:: Aim ::
Give again, verbatim, the lines between the line that contains "Reproduce this screenshot" and the line that contains "<stats-card></stats-card>", counting both ends. Pictures are excluded from the copy.

:: Data ::

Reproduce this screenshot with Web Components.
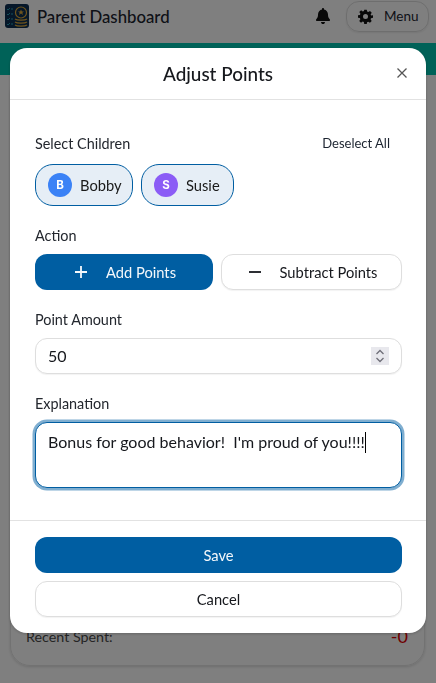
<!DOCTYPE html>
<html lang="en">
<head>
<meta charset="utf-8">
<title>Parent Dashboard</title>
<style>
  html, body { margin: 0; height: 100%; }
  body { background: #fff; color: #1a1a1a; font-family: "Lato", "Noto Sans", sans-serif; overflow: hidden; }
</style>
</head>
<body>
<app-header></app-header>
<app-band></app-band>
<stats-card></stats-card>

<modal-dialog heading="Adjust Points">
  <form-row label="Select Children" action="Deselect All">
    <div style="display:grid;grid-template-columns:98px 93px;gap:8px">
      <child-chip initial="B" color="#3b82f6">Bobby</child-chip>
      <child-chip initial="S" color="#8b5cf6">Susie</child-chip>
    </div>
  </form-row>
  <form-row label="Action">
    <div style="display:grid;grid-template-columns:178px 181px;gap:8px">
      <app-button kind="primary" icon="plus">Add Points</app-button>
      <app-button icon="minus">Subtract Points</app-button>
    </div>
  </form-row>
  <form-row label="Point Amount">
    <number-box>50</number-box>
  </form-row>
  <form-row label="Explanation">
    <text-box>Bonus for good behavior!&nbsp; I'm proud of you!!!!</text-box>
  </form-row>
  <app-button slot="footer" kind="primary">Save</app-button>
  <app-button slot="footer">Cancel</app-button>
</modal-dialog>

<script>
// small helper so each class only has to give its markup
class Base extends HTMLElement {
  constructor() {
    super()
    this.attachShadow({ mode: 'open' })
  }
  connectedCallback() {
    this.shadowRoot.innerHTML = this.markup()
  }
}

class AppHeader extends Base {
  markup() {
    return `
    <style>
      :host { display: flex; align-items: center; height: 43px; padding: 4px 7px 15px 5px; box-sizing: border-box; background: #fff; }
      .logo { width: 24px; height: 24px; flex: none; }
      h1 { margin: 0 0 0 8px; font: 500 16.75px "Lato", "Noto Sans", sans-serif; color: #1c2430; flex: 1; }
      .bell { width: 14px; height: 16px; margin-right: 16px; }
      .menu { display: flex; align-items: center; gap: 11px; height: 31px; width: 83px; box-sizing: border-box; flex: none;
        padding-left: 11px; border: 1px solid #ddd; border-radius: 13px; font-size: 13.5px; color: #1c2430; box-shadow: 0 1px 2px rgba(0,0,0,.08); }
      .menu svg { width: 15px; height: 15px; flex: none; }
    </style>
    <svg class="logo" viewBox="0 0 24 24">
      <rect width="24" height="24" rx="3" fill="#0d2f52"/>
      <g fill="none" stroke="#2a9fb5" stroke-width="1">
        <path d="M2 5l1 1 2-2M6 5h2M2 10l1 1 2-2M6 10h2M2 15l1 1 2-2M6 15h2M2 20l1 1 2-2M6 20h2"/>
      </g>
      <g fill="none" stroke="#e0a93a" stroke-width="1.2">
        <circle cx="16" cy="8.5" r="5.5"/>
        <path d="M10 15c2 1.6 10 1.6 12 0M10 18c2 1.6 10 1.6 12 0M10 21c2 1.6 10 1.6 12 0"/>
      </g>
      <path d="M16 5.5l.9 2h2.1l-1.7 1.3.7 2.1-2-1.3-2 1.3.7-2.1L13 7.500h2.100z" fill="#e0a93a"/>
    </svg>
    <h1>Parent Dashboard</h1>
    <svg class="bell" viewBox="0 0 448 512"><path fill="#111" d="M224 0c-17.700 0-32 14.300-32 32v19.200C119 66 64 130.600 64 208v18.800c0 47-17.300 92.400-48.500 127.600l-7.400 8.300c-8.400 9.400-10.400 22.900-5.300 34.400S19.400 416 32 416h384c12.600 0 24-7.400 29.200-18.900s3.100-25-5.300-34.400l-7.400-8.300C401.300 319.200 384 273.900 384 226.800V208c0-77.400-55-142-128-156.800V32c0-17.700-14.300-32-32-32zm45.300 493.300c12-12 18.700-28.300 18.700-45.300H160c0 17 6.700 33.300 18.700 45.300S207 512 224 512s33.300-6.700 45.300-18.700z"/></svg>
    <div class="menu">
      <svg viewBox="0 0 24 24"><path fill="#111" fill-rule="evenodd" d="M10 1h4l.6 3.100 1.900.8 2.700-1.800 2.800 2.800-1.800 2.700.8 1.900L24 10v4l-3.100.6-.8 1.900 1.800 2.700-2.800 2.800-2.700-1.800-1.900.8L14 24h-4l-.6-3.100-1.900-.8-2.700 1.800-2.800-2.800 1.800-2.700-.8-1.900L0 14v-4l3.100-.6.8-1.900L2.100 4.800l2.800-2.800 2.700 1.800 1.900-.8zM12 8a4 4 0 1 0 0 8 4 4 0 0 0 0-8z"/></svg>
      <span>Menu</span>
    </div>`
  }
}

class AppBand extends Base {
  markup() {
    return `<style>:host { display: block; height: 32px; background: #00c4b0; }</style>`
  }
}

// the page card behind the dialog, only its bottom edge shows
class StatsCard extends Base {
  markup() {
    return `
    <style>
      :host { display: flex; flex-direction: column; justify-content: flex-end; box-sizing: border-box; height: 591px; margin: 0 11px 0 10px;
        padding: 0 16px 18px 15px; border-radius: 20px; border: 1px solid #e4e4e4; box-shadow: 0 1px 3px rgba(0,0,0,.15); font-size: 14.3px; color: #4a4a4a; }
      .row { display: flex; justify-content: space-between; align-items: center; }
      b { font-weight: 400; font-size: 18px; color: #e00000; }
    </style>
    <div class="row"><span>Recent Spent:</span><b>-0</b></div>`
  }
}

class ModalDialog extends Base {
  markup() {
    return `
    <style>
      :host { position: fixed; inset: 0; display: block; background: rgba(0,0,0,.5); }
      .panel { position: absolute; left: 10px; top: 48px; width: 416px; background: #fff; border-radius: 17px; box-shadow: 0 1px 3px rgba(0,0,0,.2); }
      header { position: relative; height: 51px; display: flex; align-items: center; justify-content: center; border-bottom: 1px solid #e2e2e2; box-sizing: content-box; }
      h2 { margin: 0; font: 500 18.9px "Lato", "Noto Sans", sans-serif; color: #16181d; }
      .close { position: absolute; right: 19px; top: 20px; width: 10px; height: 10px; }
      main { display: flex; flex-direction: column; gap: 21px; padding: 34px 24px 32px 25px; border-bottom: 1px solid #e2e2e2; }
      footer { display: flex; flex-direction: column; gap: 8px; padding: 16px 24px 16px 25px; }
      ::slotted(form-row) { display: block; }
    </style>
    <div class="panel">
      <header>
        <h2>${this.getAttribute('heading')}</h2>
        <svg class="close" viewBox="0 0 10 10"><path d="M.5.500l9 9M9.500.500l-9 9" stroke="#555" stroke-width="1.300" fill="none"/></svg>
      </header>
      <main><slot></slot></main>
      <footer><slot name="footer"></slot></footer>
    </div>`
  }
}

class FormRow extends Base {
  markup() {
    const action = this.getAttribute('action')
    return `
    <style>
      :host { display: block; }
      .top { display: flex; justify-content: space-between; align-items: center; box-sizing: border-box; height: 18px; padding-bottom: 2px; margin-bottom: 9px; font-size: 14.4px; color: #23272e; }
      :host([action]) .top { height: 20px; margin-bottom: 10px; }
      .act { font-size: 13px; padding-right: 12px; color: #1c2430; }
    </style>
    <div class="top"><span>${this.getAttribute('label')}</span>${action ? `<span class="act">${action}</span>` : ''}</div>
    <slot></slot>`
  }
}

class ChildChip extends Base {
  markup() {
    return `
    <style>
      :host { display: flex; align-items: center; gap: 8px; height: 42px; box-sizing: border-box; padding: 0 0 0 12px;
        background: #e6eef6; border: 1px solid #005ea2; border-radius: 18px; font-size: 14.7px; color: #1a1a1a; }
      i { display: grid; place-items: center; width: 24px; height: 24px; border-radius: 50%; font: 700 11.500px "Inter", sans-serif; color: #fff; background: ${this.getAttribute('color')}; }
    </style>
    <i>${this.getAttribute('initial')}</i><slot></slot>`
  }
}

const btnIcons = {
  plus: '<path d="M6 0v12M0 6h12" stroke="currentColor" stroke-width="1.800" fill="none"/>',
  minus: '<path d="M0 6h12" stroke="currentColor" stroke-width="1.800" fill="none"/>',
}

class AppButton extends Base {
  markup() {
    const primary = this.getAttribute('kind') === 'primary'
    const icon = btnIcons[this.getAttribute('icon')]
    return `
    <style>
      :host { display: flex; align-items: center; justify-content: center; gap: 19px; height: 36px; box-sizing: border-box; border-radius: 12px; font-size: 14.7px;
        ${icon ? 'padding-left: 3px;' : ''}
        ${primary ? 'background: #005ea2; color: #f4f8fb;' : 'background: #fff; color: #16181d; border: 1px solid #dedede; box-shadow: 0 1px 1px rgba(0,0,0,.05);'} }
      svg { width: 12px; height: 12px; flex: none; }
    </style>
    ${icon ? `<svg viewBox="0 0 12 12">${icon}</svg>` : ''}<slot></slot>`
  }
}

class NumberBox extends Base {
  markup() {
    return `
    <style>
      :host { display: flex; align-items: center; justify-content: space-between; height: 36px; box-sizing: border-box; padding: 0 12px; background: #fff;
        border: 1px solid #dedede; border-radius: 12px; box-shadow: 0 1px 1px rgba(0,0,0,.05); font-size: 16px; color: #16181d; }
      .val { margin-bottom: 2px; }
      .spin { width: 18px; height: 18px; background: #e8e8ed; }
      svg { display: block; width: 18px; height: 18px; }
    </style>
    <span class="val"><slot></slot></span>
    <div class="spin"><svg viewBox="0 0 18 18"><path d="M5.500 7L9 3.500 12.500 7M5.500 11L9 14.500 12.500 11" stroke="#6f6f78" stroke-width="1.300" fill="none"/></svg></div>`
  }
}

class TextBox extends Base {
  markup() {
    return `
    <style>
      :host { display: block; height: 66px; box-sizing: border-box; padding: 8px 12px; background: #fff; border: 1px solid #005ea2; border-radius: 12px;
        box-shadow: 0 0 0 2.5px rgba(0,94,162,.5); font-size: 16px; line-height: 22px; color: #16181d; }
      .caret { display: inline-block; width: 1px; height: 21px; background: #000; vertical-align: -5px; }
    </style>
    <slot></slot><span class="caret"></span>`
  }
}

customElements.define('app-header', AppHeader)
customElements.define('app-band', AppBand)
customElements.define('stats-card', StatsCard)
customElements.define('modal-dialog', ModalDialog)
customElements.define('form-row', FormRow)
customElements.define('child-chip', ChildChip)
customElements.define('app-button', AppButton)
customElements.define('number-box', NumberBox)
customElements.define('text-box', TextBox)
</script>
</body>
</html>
...
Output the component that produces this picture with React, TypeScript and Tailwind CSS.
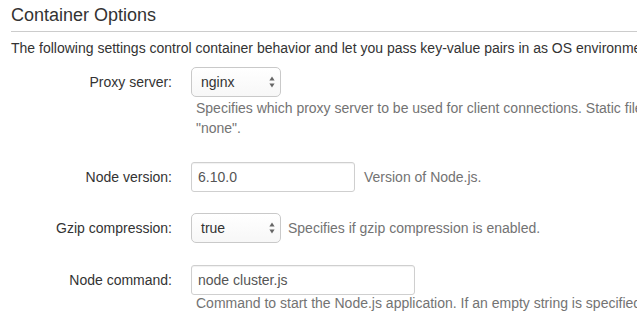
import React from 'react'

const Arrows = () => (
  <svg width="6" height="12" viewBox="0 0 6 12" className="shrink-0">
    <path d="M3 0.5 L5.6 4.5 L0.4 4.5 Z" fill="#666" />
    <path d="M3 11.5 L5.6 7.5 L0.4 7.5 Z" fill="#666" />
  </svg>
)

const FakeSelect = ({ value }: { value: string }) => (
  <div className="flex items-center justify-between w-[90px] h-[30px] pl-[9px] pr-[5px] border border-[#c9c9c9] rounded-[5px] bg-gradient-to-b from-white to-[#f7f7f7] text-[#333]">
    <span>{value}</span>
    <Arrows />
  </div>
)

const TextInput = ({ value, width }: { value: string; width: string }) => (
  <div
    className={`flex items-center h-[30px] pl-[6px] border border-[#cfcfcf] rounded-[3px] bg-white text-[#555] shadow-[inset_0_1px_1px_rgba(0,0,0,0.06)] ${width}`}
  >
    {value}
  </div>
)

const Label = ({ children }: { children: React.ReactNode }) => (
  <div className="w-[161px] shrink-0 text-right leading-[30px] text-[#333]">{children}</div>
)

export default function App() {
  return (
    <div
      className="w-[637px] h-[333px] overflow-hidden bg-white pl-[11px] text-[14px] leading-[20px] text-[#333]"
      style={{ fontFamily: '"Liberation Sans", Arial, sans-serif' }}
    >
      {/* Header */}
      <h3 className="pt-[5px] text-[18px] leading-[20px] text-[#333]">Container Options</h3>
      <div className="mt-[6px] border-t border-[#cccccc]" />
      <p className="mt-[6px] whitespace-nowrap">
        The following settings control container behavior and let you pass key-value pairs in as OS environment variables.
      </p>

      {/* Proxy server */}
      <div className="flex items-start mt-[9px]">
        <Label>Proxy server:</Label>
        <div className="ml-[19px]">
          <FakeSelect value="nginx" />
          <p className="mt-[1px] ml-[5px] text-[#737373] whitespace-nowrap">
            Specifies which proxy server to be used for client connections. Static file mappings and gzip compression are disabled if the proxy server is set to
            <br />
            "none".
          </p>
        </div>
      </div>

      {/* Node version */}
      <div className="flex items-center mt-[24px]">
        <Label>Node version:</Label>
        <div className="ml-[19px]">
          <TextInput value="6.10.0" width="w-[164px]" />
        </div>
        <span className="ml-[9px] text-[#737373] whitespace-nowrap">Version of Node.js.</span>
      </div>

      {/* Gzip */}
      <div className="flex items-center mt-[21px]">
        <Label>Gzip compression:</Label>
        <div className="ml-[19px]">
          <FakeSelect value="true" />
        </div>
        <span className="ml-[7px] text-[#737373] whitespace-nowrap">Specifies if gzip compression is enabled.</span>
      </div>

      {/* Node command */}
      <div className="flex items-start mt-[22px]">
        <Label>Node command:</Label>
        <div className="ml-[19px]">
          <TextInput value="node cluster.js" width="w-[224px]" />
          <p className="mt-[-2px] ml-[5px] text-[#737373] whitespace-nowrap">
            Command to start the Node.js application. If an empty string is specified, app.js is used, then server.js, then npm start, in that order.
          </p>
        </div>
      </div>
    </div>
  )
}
* * *
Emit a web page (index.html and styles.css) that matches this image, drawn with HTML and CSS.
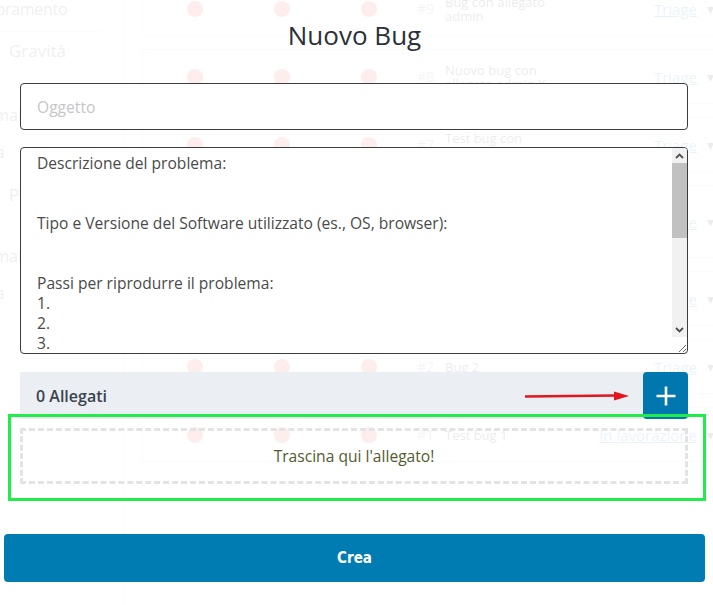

:: Answer to the problem ::
Reproduce this screenshot with Web Components.
<!DOCTYPE html>
<html lang="en">
<head>
<meta charset="utf-8">
<title>Parent Dashboard</title>
<style>
  html, body { margin: 0; height: 100%; }
  body { background: #fff; color: #1a1a1a; font-family: "Lato", "Noto Sans", sans-serif; overflow: hidden; }
</style>
</head>
<body>
<app-header></app-header>
<app-band></app-band>
<stats-card></stats-card>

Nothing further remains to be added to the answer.